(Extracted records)
** Begin **

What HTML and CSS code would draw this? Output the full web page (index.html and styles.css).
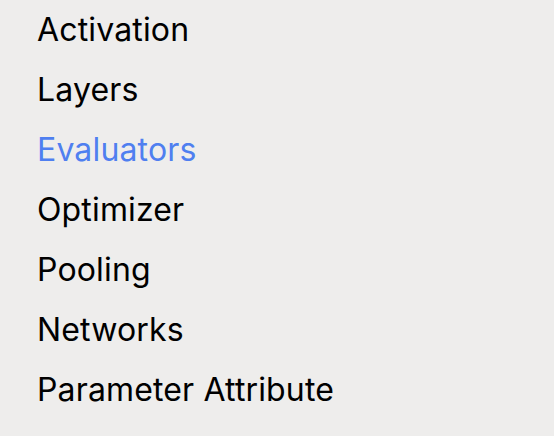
FILE: index.html
```html
<!DOCTYPE html>
<html lang="en">
<head>
    <meta charset="UTF-8">
    <meta name="viewport" content="width=device-width, initial-scale=1.0">
    <title>Categories</title>
    <link rel="stylesheet" href="styles.css">
</head>
<body>
    <ul class="menu">
        <li class="menu-item">Activation</li>
        <li class="menu-item">Layers</li>
        <li class="menu-item active">Evaluators</li>
        <li class="menu-item">Optimizer</li>
        <li class="menu-item">Pooling</li>
        <li class="menu-item">Networks</li>
        <li class="menu-item">Parameter Attribute</li>
    </ul>
</body>
</html>
```

FILE: styles.css
```css
body {
    font-family: Inter, "Noto Sans", sans-serif;
    background-color: #eeedec;
    margin: 0;
    padding: 0;
}

.menu {
    list-style: none;
    margin: 0;
    padding: 0 0 0 37px;
}

.menu-item {
    font-size: 32px;
    line-height: 60px;
    letter-spacing: 0.15px;
    color: #000;
}

.menu-item.active {
    color: #4f7ff0;
}
```
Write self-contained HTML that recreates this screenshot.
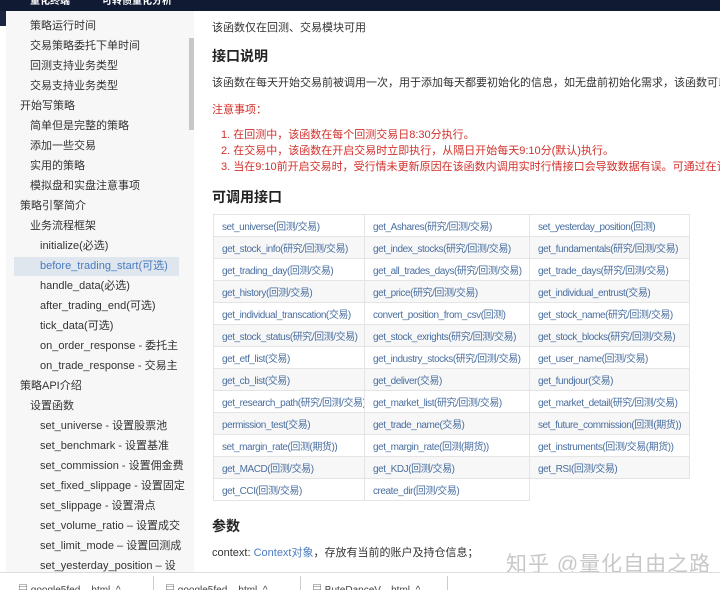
<!DOCTYPE html>
<html><head><meta charset="utf-8"><style>
*{margin:0;padding:0;box-sizing:border-box}
body{width:720px;height:590px;overflow:hidden;background:#fff;font-family:"Liberation Sans","Noto Sans CJK SC",sans-serif;font-size:11px;color:#333;position:relative}
.top{position:absolute;left:0;top:0;width:720px;height:11px;background:#111a33;color:#fff;font-size:10px;font-weight:bold;line-height:6px;overflow:hidden}
.top span{position:absolute;top:-1px}
.lstrip{position:absolute;left:0;top:11px;width:6px;height:15px;background:#1c2540}
.side{position:absolute;left:6px;top:11px;width:188px;height:561px;background:#f7f7f7;overflow:hidden}
.sb{position:absolute;left:189px;top:38px;width:5px;height:92px;background:#c8c8c8}
.si{position:absolute;white-space:nowrap;color:#333;font-size:11px;line-height:14px}
.hl{position:absolute;left:14px;top:257px;width:165px;height:19px;background:#dfe6ee}
.main{position:absolute;left:0;top:0;width:720px;height:572px;overflow:hidden}
.t{position:absolute;left:212px;white-space:nowrap;font-size:11px}
.h{font-size:14px;font-weight:bold;color:#222}
.red{color:#d2302b}
table{position:absolute;left:213px;top:214px;border-collapse:collapse;table-layout:fixed;width:476px}
td{border:1px solid #e4e4e4;height:22px;padding:0 0 0 8px;color:#4a6fa0;font-size:10px;letter-spacing:-0.45px;white-space:nowrap;overflow:hidden}
tr:nth-child(even) td{background:#f7f7f7}
td.e{border:none;background:#fff!important}
.wm{position:absolute;left:506px;top:548px;font-size:21px;color:#c8c8c8;white-space:nowrap;letter-spacing:1px}
.bar{position:absolute;left:0;top:572px;width:720px;height:18px;background:#fff;border-top:1px solid #ddd;overflow:hidden}
.tab{position:absolute;top:8px;font-size:10px;color:#444;white-space:nowrap}
.sep{position:absolute;top:3px;width:1px;height:15px;background:#ccc}
</style></head><body>
<div class="top"><span style="left:30px">量化终端</span><span style="left:102px">可转债量化分析</span></div>
<div class="lstrip"></div>
<div class="side"></div>
<div class="hl"></div>
<div class="sb"></div>
<div class="si" style="left:30px;top:19px">策略运行时间</div>
<div class="si" style="left:30px;top:39px">交易策略委托下单时间</div>
<div class="si" style="left:30px;top:59px">回测支持业务类型</div>
<div class="si" style="left:30px;top:79px">交易支持业务类型</div>
<div class="si" style="left:20px;top:99px">开始写策略</div>
<div class="si" style="left:30px;top:119px">简单但是完整的策略</div>
<div class="si" style="left:30px;top:139px">添加一些交易</div>
<div class="si" style="left:30px;top:159px">实用的策略</div>
<div class="si" style="left:30px;top:179px">模拟盘和实盘注意事项</div>
<div class="si" style="left:20px;top:199px">策略引擎简介</div>
<div class="si" style="left:30px;top:219px">业务流程框架</div>
<div class="si" style="left:40px;top:239px">initialize(必选)</div>
<div class="si" style="left:40px;top:259px;color:#4a7cc0">before_trading_start(可选)</div>
<div class="si" style="left:40px;top:279px">handle_data(必选)</div>
<div class="si" style="left:40px;top:299px">after_trading_end(可选)</div>
<div class="si" style="left:40px;top:319px">tick_data(可选)</div>
<div class="si" style="left:40px;top:339px">on_order_response - 委托主</div>
<div class="si" style="left:40px;top:359px">on_trade_response - 交易主</div>
<div class="si" style="left:20px;top:379px">策略API介绍</div>
<div class="si" style="left:30px;top:399px">设置函数</div>
<div class="si" style="left:40px;top:419px">set_universe - 设置股票池</div>
<div class="si" style="left:40px;top:439px">set_benchmark - 设置基准</div>
<div class="si" style="left:40px;top:459px">set_commission - 设置佣金费</div>
<div class="si" style="left:40px;top:479px">set_fixed_slippage - 设置固定</div>
<div class="si" style="left:40px;top:499px">set_slippage - 设置滑点</div>
<div class="si" style="left:40px;top:519px">set_volume_ratio – 设置成交</div>
<div class="si" style="left:40px;top:539px">set_limit_mode – 设置回测成</div>
<div class="si" style="left:40px;top:559px">set_yesterday_position – 设</div>

<div class="main">
<div class="t" style="top:19px">该函数仅在回测、交易模块可用</div>
<div class="t h" style="top:46px">接口说明</div>
<div class="t" style="top:74px">该函数在每天开始交易前被调用一次，用于添加每天都要初始化的信息，如无盘前初始化需求，该函数可以在策略中</div>
<div class="t red" style="top:101px">注意事项：</div>
<div class="t red" style="top:126px;left:221px">1. 在回测中，该函数在每个回测交易日8:30分执行。</div>
<div class="t red" style="top:142px;left:221px">2. 在交易中，该函数在开启交易时立即执行，从隔日开始每天9:10分(默认)执行。</div>
<div class="t red" style="top:158px;left:221px">3. 当在9:10前开启交易时，受行情未更新原因在该函数内调用实时行情接口会导致数据有误。可通过在该函数内sl</div>
<div class="t h" style="top:187px">可调用接口</div>
<table>
<colgroup><col style="width:151px"><col style="width:165px"><col style="width:160px"></colgroup>
<tr><td>set_universe(回测/交易)</td><td>get_Ashares(研究/回测/交易)</td><td>set_yesterday_position(回测)</td></tr>
<tr><td>get_stock_info(研究/回测/交易)</td><td>get_index_stocks(研究/回测/交易)</td><td>get_fundamentals(研究/回测/交易)</td></tr>
<tr><td>get_trading_day(回测/交易)</td><td>get_all_trades_days(研究/回测/交易)</td><td>get_trade_days(研究/回测/交易)</td></tr>
<tr><td>get_history(回测/交易)</td><td>get_price(研究/回测/交易)</td><td>get_individual_entrust(交易)</td></tr>
<tr><td>get_individual_transcation(交易)</td><td>convert_position_from_csv(回测)</td><td>get_stock_name(研究/回测/交易)</td></tr>
<tr><td>get_stock_status(研究/回测/交易)</td><td>get_stock_exrights(研究/回测/交易)</td><td>get_stock_blocks(研究/回测/交易)</td></tr>
<tr><td>get_etf_list(交易)</td><td>get_industry_stocks(研究/回测/交易)</td><td>get_user_name(回测/交易)</td></tr>
<tr><td>get_cb_list(交易)</td><td>get_deliver(交易)</td><td>get_fundjour(交易)</td></tr>
<tr><td>get_research_path(研究/回测/交易)</td><td>get_market_list(研究/回测/交易)</td><td>get_market_detail(研究/回测/交易)</td></tr>
<tr><td>permission_test(交易)</td><td>get_trade_name(交易)</td><td>set_future_commission(回测(期货))</td></tr>
<tr><td>set_margin_rate(回测(期货))</td><td>get_margin_rate(回测(期货))</td><td>get_instruments(回测/交易(期货))</td></tr>
<tr><td>get_MACD(回测/交易)</td><td>get_KDJ(回测/交易)</td><td>get_RSI(回测/交易)</td></tr>
<tr><td>get_CCI(回测/交易)</td><td>create_dir(回测/交易)</td><td class="e"></td></tr>
</table>
<div class="t h" style="top:516px">参数</div>
<div class="t" style="top:544px">context: <span style="color:#4a7cc0">Context对象</span>，存放有当前的账户及持仓信息；</div>
<div class="wm">知乎 @量化自由之路</div>
</div>
<div class="bar">
<div class="tab" style="left:18px">▤ google5fed....html &nbsp;^</div>
<div class="sep" style="left:153px"></div>
<div class="tab" style="left:165px">▤ google5fed....html &nbsp;^</div>
<div class="sep" style="left:300px"></div>
<div class="tab" style="left:312px">▤ ButeDanceV....html &nbsp;^</div>
<div class="sep" style="left:447px"></div>
</div>
</body></html>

** End **

Task instructions
Track down every line holding the string "this" and copy it.

The reply
What HTML and CSS code would draw this? Output the full web page (index.html and styles.css).
Write self-contained HTML that recreates this screenshot.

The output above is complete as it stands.